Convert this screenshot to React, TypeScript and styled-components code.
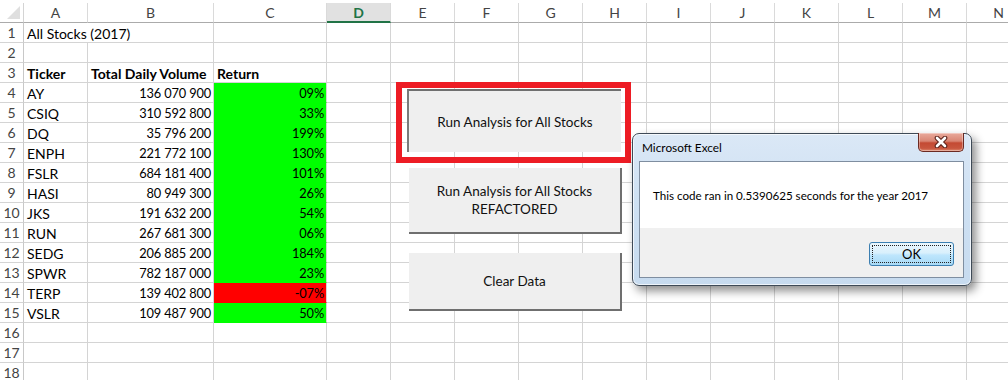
import React from "react";
import styled, { createGlobalStyle, css } from "styled-components";

const GlobalStyle = createGlobalStyle`
  html, body { margin: 0; padding: 0; background: #fff; overflow: hidden; }
  body { width: 1008px; height: 380px; font-family: Lato, "Liberation Sans", sans-serif; }
  * { box-sizing: border-box; }
`;

const Page = styled.div`
  position: relative;
  width: 1008px;
  height: 380px;
  overflow: hidden;
  background: #fff;
`;

const Sheet = styled.div`
  display: grid;
  grid-template-columns: 24px 64px 126px 113px repeat(11, 64px);
  grid-auto-rows: 20px;
  padding-top: 3px;
  font-family: Lato, "Liberation Sans", sans-serif;
`;

const Corner = styled.div`
  position: relative;
  background: #fff;
  border-right: 1px solid #d4d4d4;
  border-bottom: 1px solid #ababab;
  &::after {
    content: "";
    position: absolute;
    right: 3px;
    bottom: 3px;
    width: 0;
    height: 0;
    border-left: 13px solid transparent;
    border-bottom: 13px solid #dfdfdf;
  }
`;

const ColHeader = styled.div<{ $selected?: boolean }>`
  display: flex;
  align-items: center;
  justify-content: center;
  font-size: 14px;
  color: #444;
  background: #fff;
  border-right: 1px solid #dadada;
  border-bottom: 1px solid #ababab;
  ${(p) =>
    p.$selected &&
    css`
      background: #e1e1e1;
      color: #217346;
      font-weight: 700;
      border-bottom: 2px solid #217346;
    `}
`;

const RowHeader = styled.div`
  display: flex;
  align-items: center;
  justify-content: center;
  font-size: 14px;
  color: #444;
  background: #fff;
  border-right: 1px solid #c8c8c8;
  border-bottom: 1px solid #d4d4d4;
`;

const Cell = styled.div<{
  $align?: "left" | "right";
  $bold?: boolean;
  $fill?: string;
  $span?: number;
}>`
  display: flex;
  align-items: center;
  justify-content: ${(p) => (p.$align === "right" ? "flex-end" : "flex-start")};
  padding: 1px 3px 0 3px;
  font-size: 14px;
  font-weight: ${(p) => (p.$bold ? 700 : 400)};
  color: #000;
  white-space: nowrap;
  border-right: 1px solid #d4d4d4;
  border-bottom: 1px solid ${(p) => p.$fill || "#d4d4d4"};
  background: ${(p) => p.$fill || "#fff"};
  ${(p) => p.$span && css`grid-column: span ${p.$span};`}
  ${(p) =>
    p.$align === "right" &&
    css`
      padding-right: 2px;
      font-size: 12.8px;
      letter-spacing: -0.15px;
    `}
`;

const HighlightFrame = styled.div`
  position: absolute;
  left: 396px;
  top: 82px;
  width: 235px;
  height: 81px;
  border: 6px solid #ed1c24;
`;

const MacroButton = styled.div<{ $x: number; $y: number; $w: number; $h: number; $pressed?: boolean }>`
  position: absolute;
  left: ${(p) => p.$x}px;
  top: ${(p) => p.$y}px;
  width: ${(p) => p.$w}px;
  height: ${(p) => p.$h}px;
  background: #efefef;
  display: flex;
  flex-direction: column;
  align-items: center;
  justify-content: center;
  text-align: center;
  font-family: Lato, "Liberation Sans", sans-serif;
  font-size: 13.5px;
  line-height: 18px;
  color: #111;
  ${(p) =>
    p.$pressed
      ? css`
          border-top: 2px solid #6f6f6f;
          border-left: 2px solid #7a7a7a;
        `
      : css`
          border-right: 2px solid #6f6f6f;
          border-bottom: 2px solid #6f6f6f;
        `}
`;

const Dialog = styled.div`
  position: absolute;
  left: 632px;
  top: 133px;
  width: 340px;
  height: 153px;
  border: 1px solid #3e4a57;
  border-radius: 7px;
  background: linear-gradient(180deg, #dbe8f6 0%, #cfe1f3 40%, #c7dbef 100%);
  box-shadow: 4px 5px 10px rgba(0, 0, 0, 0.45), inset 0 0 0 1px rgba(255, 255, 255, 0.7);
  display: flex;
  flex-direction: column;
  padding: 0 7px 7px 6px;
  font-family: Lato, "Noto Sans", sans-serif;
`;

const TitleBar = styled.div`
  height: 27px;
  display: flex;
  align-items: center;
  justify-content: space-between;
  padding-left: 3px;
  font-size: 11.8px;
  color: #000;
`;

const CloseButton = styled.div`
  align-self: flex-start;
  margin-top: -1px;
  width: 46px;
  height: 19px;
  border: 1px solid #6b2a22;
  border-top: none;
  border-radius: 0 0 5px 5px;
  background: linear-gradient(180deg, #e9a99b 0%, #d98573 45%, #c44a33 55%, #c8563e 85%, #e08a70 100%);
  display: flex;
  align-items: center;
  justify-content: center;
  box-shadow: inset 0 0 0 1px rgba(255, 255, 255, 0.35);
`;

const Content = styled.div`
  flex: 1;
  display: flex;
  flex-direction: column;
  border: 1px solid #7f8ea0;
  background: #f0f0f0;
`;

const MessageArea = styled.div`
  height: 66px;
  background: #fff;
  padding: 27px 0 0 13px;
  font-size: 11.6px;
  color: #000;
`;

const ButtonArea = styled.div`
  flex: 1;
  display: flex;
  justify-content: flex-end;
  align-items: flex-start;
  padding: 14px 9px 0 0;
`;

const OkButton = styled.div`
  width: 85px;
  height: 24px;
  border: 1px solid #3c7fb1;
  border-radius: 3px;
  background: linear-gradient(180deg, #eaf6fd 0%, #d9f0fc 45%, #bee6fd 55%, #a7d9f5 100%);
  padding: 2px;
  display: flex;
`;

const FocusRect = styled.div`
  flex: 1;
  border: 1px dotted #222;
  display: flex;
  align-items: center;
  justify-content: center;
  font-size: 13px;
  color: #000;
`;

const columns = ["A", "B", "C", "D", "E", "F", "G", "H", "I", "J", "K", "L", "M", "N"];

const stocks: [string, string, string][] = [
  ["AY", "136 070 900", "09%"],
  ["CSIQ", "310 592 800", "33%"],
  ["DQ", "35 796 200", "199%"],
  ["ENPH", "221 772 100", "130%"],
  ["FSLR", "684 181 400", "101%"],
  ["HASI", "80 949 300", "26%"],
  ["JKS", "191 632 200", "54%"],
  ["RUN", "267 681 300", "06%"],
  ["SEDG", "206 885 200", "184%"],
  ["SPWR", "782 187 000", "23%"],
  ["TERP", "139 402 800", "-07%"],
  ["VSLR", "109 487 900", "50%"],
];

type CellDef = { text?: string; align?: "left" | "right"; bold?: boolean; fill?: string; span?: number };

function buildRows(): CellDef[][] {
  const rows: CellDef[][] = [];
  const empty = (): CellDef[] => columns.map(() => ({}));
  const r1 = empty();
  r1.splice(0, 2, { text: "All Stocks (2017)", span: 2 });
  rows.push(r1);
  rows.push(empty());
  const r3 = empty();
  r3[0] = { text: "Ticker", bold: true };
  r3[1] = { text: "Total Daily Volume", bold: true };
  r3[2] = { text: "Return", bold: true };
  rows.push(r3);
  stocks.forEach(([t, v, r]) => {
    const row = empty();
    row[0] = { text: t };
    row[1] = { text: v, align: "right" };
    row[2] = { text: r, align: "right", fill: r.startsWith("-") ? "#ff0000" : "#00ff00" };
    rows.push(row);
  });
  rows.push(empty());
  rows.push(empty());
  rows.push(empty());
  return rows;
}

export default function App() {
  const rows = buildRows();
  return (
    <Page>
      <GlobalStyle />
      <Sheet>
        <Corner />
        {columns.map((c) => (
          <ColHeader key={c} $selected={c === "D"}>
            {c}
          </ColHeader>
        ))}
        {rows.map((row, i) => (
          <React.Fragment key={i}>
            <RowHeader>{i + 1}</RowHeader>
            {row.map((cell, j) => (
              <Cell key={j} $align={cell.align} $bold={cell.bold} $fill={cell.fill} $span={cell.span}>
                {cell.text}
              </Cell>
            ))}
          </React.Fragment>
        ))}
      </Sheet>

      <MacroButton $x={407} $y={89} $w={214} $h={63} $pressed>
        Run Analysis for All Stocks
      </MacroButton>
      <HighlightFrame />
      <MacroButton $x={409} $y={168} $w={213} $h={66}>
        <span>Run Analysis for All Stocks</span>
        <span>REFACTORED</span>
      </MacroButton>
      <MacroButton $x={409} $y={253} $w={213} $h={58}>
        Clear Data
      </MacroButton>

      <Dialog>
        <TitleBar>
          <span>Microsoft Excel</span>
          <CloseButton>
            <svg width="16" height="12" viewBox="0 0 16 12">
              <path d="M4 2 L12 10 M12 2 L4 10" stroke="#5a2119" strokeWidth="4.6" strokeLinecap="round" />
              <path d="M4 2 L12 10 M12 2 L4 10" stroke="#ffffff" strokeWidth="2.6" strokeLinecap="round" />
            </svg>
          </CloseButton>
        </TitleBar>
        <Content>
          <MessageArea>This code ran in 0.5390625 seconds for the year 2017</MessageArea>
          <ButtonArea>
            <OkButton>
              <FocusRect>OK</FocusRect>
            </OkButton>
          </ButtonArea>
        </Content>
      </Dialog>
    </Page>
  );
}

__What is expected__:
Review the material and copy each line in which the word "components" appears.

__Right answer__:
Convert this screenshot to React, TypeScript and styled-components code.
import styled, { createGlobalStyle, css } from "styled-components";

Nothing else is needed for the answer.